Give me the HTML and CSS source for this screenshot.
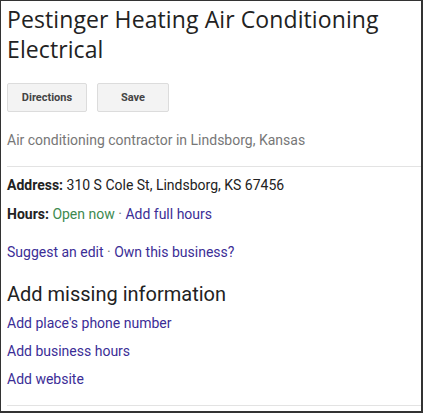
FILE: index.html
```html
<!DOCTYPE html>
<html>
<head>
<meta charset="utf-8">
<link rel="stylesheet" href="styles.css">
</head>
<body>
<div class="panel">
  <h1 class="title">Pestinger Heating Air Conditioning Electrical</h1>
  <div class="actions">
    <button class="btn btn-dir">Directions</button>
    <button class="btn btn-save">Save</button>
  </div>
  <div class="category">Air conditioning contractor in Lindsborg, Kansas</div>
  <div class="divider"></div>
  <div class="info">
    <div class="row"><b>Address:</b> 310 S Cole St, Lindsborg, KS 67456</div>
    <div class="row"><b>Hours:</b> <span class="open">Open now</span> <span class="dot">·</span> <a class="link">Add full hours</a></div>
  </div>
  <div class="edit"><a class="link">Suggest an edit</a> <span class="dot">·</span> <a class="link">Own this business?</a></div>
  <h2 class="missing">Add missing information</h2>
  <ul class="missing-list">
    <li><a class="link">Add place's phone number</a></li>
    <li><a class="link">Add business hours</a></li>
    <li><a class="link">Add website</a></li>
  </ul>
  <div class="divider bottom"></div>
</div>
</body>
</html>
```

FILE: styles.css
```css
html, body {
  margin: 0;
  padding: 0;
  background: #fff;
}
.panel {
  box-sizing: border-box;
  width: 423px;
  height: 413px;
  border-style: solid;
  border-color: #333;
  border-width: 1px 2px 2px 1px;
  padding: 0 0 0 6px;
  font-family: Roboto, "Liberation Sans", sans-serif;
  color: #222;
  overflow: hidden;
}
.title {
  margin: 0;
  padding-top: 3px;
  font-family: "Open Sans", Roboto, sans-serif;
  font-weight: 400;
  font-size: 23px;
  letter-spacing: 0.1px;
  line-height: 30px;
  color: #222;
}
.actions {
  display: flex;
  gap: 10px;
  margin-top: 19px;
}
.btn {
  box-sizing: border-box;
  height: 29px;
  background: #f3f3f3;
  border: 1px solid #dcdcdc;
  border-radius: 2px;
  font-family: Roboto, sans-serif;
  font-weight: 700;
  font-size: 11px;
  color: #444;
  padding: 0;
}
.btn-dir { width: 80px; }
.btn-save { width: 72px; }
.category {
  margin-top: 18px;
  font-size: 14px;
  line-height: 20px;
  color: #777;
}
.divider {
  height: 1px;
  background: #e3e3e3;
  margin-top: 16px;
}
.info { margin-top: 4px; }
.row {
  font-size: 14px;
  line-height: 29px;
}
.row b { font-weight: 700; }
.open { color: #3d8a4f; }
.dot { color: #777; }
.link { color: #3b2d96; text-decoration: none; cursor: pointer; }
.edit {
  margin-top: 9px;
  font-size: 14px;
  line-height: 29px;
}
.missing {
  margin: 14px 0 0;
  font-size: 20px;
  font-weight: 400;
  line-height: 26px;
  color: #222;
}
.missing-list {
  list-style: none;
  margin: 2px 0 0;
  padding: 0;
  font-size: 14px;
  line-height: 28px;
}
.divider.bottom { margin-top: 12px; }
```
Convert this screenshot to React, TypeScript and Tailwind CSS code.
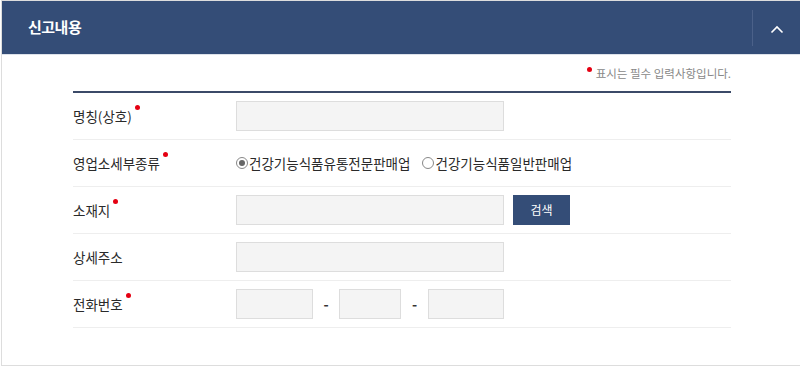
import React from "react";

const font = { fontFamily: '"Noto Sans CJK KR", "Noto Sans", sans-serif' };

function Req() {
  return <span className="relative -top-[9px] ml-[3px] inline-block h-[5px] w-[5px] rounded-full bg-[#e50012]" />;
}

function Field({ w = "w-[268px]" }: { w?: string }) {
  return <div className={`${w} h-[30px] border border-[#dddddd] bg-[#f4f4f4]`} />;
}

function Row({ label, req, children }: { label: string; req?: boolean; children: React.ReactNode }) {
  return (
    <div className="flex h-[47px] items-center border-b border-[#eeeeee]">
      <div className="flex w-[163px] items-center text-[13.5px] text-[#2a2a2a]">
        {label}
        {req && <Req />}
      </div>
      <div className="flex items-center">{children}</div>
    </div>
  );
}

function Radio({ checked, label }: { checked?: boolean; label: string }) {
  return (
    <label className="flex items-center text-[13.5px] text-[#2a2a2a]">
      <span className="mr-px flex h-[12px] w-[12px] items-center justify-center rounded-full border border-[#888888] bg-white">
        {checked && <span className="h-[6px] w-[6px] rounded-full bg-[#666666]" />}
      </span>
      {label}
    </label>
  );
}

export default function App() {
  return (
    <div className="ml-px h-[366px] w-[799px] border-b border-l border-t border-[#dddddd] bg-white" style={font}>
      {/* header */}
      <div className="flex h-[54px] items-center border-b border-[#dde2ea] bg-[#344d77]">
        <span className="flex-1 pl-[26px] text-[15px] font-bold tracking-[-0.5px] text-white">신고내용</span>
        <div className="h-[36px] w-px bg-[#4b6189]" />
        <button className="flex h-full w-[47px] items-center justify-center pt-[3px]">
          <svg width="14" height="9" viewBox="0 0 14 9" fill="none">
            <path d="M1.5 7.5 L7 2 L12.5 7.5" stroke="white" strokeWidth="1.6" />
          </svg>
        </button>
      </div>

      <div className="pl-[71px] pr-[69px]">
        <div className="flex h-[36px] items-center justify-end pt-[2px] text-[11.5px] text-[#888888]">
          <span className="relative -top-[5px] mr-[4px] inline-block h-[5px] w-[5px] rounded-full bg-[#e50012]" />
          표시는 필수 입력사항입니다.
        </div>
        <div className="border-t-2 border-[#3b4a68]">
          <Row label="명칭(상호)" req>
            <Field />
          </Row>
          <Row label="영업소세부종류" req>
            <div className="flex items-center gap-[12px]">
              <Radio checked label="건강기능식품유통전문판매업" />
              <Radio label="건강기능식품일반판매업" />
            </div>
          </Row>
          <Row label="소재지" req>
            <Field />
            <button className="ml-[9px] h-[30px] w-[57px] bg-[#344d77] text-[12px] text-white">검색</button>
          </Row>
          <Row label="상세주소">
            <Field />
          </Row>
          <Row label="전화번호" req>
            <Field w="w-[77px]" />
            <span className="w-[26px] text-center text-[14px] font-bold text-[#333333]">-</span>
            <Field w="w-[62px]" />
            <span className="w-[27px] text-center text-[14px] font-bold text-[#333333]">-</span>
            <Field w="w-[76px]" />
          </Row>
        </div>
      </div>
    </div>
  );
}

**PROMPT:** Retype everything in the material word for word, minus pictures.

**OUTPUT BELOW:**
Give me the HTML and CSS source for this screenshot.
FILE: index.html
```html
<!DOCTYPE html>
<html>
<head>
<meta charset="utf-8">
<link rel="stylesheet" href="styles.css">
</head>
<body>
<div class="panel">
  <h1 class="title">Pestinger Heating Air Conditioning Electrical</h1>
  <div class="actions">
    <button class="btn btn-dir">Directions</button>
    <button class="btn btn-save">Save</button>
  </div>
  <div class="category">Air conditioning contractor in Lindsborg, Kansas</div>
  <div class="divider"></div>
  <div class="info">
    <div class="row"><b>Address:</b> 310 S Cole St, Lindsborg, KS 67456</div>
    <div class="row"><b>Hours:</b> <span class="open">Open now</span> <span class="dot">·</span> <a class="link">Add full hours</a></div>
  </div>
  <div class="edit"><a class="link">Suggest an edit</a> <span class="dot">·</span> <a class="link">Own this business?</a></div>
  <h2 class="missing">Add missing information</h2>
  <ul class="missing-list">
    <li><a class="link">Add place's phone number</a></li>
    <li><a class="link">Add business hours</a></li>
    <li><a class="link">Add website</a></li>
  </ul>
  <div class="divider bottom"></div>
</div>
</body>
</html>
```

FILE: styles.css
```css
html, body {
  margin: 0;
  padding: 0;
  background: #fff;
}
.panel {
  box-sizing: border-box;
  width: 423px;
  height: 413px;
  border-style: solid;
  border-color: #333;
  border-width: 1px 2px 2px 1px;
  padding: 0 0 0 6px;
  font-family: Roboto, "Liberation Sans", sans-serif;
  color: #222;
  overflow: hidden;
}
.title {
  margin: 0;
  padding-top: 3px;
  font-family: "Open Sans", Roboto, sans-serif;
  font-weight: 400;
  font-size: 23px;
  letter-spacing: 0.1px;
  line-height: 30px;
  color: #222;
}
.actions {
  display: flex;
  gap: 10px;
  margin-top: 19px;
}
.btn {
  box-sizing: border-box;
  height: 29px;
  background: #f3f3f3;
  border: 1px solid #dcdcdc;
  border-radius: 2px;
  font-family: Roboto, sans-serif;
  font-weight: 700;
  font-size: 11px;
  color: #444;
  padding: 0;
}
.btn-dir { width: 80px; }
.btn-save { width: 72px; }
.category {
  margin-top: 18px;
  font-size: 14px;
  line-height: 20px;
  color: #777;
}
.divider {
  height: 1px;
  background: #e3e3e3;
  margin-top: 16px;
}
.info { margin-top: 4px; }
.row {
  font-size: 14px;
  line-height: 29px;
}
.row b { font-weight: 700; }
.open { color: #3d8a4f; }
.dot { color: #777; }
.link { color: #3b2d96; text-decoration: none; cursor: pointer; }
.edit {
  margin-top: 9px;
  font-size: 14px;
  line-height: 29px;
}
.missing {
  margin: 14px 0 0;
  font-size: 20px;
  font-weight: 400;
  line-height: 26px;
  color: #222;
}
.missing-list {
  list-style: none;
  margin: 2px 0 0;
  padding: 0;
  font-size: 14px;
  line-height: 28px;
}
.divider.bottom { margin-top: 12px; }
```
Convert this screenshot to React, TypeScript and Tailwind CSS code.
import React from "react";

const font = { fontFamily: '"Noto Sans CJK KR", "Noto Sans", sans-serif' };

function Req() {
  return <span className="relative -top-[9px] ml-[3px] inline-block h-[5px] w-[5px] rounded-full bg-[#e50012]" />;
}

function Field({ w = "w-[268px]" }: { w?: string }) {
  return <div className={`${w} h-[30px] border border-[#dddddd] bg-[#f4f4f4]`} />;
}

function Row({ label, req, children }: { label: string; req?: boolean; children: React.ReactNode }) {
  return (
    <div className="flex h-[47px] items-center border-b border-[#eeeeee]">
      <div className="flex w-[163px] items-center text-[13.5px] text-[#2a2a2a]">
        {label}
        {req && <Req />}
      </div>
      <div className="flex items-center">{children}</div>
    </div>
  );
}

function Radio({ checked, label }: { checked?: boolean; label: string }) {
  return (
    <label className="flex items-center text-[13.5px] text-[#2a2a2a]">
      <span className="mr-px flex h-[12px] w-[12px] items-center justify-center rounded-full border border-[#888888] bg-white">
        {checked && <span className="h-[6px] w-[6px] rounded-full bg-[#666666]" />}
      </span>
      {label}
    </label>
  );
}

export default function App() {
  return (
    <div className="ml-px h-[366px] w-[799px] border-b border-l border-t border-[#dddddd] bg-white" style={font}>
      {/* header */}
      <div className="flex h-[54px] items-center border-b border-[#dde2ea] bg-[#344d77]">
        <span className="flex-1 pl-[26px] text-[15px] font-bold tracking-[-0.5px] text-white">신고내용</span>
        <div className="h-[36px] w-px bg-[#4b6189]" />
        <button className="flex h-full w-[47px] items-center justify-center pt-[3px]">
          <svg width="14" height="9" viewBox="0 0 14 9" fill="none">
            <path d="M1.5 7.5 L7 2 L12.5 7.5" stroke="white" strokeWidth="1.6" />
          </svg>
        </button>
      </div>

      <div className="pl-[71px] pr-[69px]">
        <div className="flex h-[36px] items-center justify-end pt-[2px] text-[11.5px] text-[#888888]">
          <span className="relative -top-[5px] mr-[4px] inline-block h-[5px] w-[5px] rounded-full bg-[#e50012]" />
          표시는 필수 입력사항입니다.
        </div>
        <div className="border-t-2 border-[#3b4a68]">
          <Row label="명칭(상호)" req>
            <Field />
          </Row>
          <Row label="영업소세부종류" req>
            <div className="flex items-center gap-[12px]">
              <Radio checked label="건강기능식품유통전문판매업" />
              <Radio label="건강기능식품일반판매업" />
            </div>
          </Row>
          <Row label="소재지" req>
            <Field />
            <button className="ml-[9px] h-[30px] w-[57px] bg-[#344d77] text-[12px] text-white">검색</button>
          </Row>
          <Row label="상세주소">
            <Field />
          </Row>
          <Row label="전화번호" req>
            <Field w="w-[77px]" />
            <span className="w-[26px] text-center text-[14px] font-bold text-[#333333]">-</span>
            <Field w="w-[62px]" />
            <span className="w-[27px] text-center text-[14px] font-bold text-[#333333]">-</span>
            <Field w="w-[76px]" />
          </Row>
        </div>
      </div>
    </div>
  );
}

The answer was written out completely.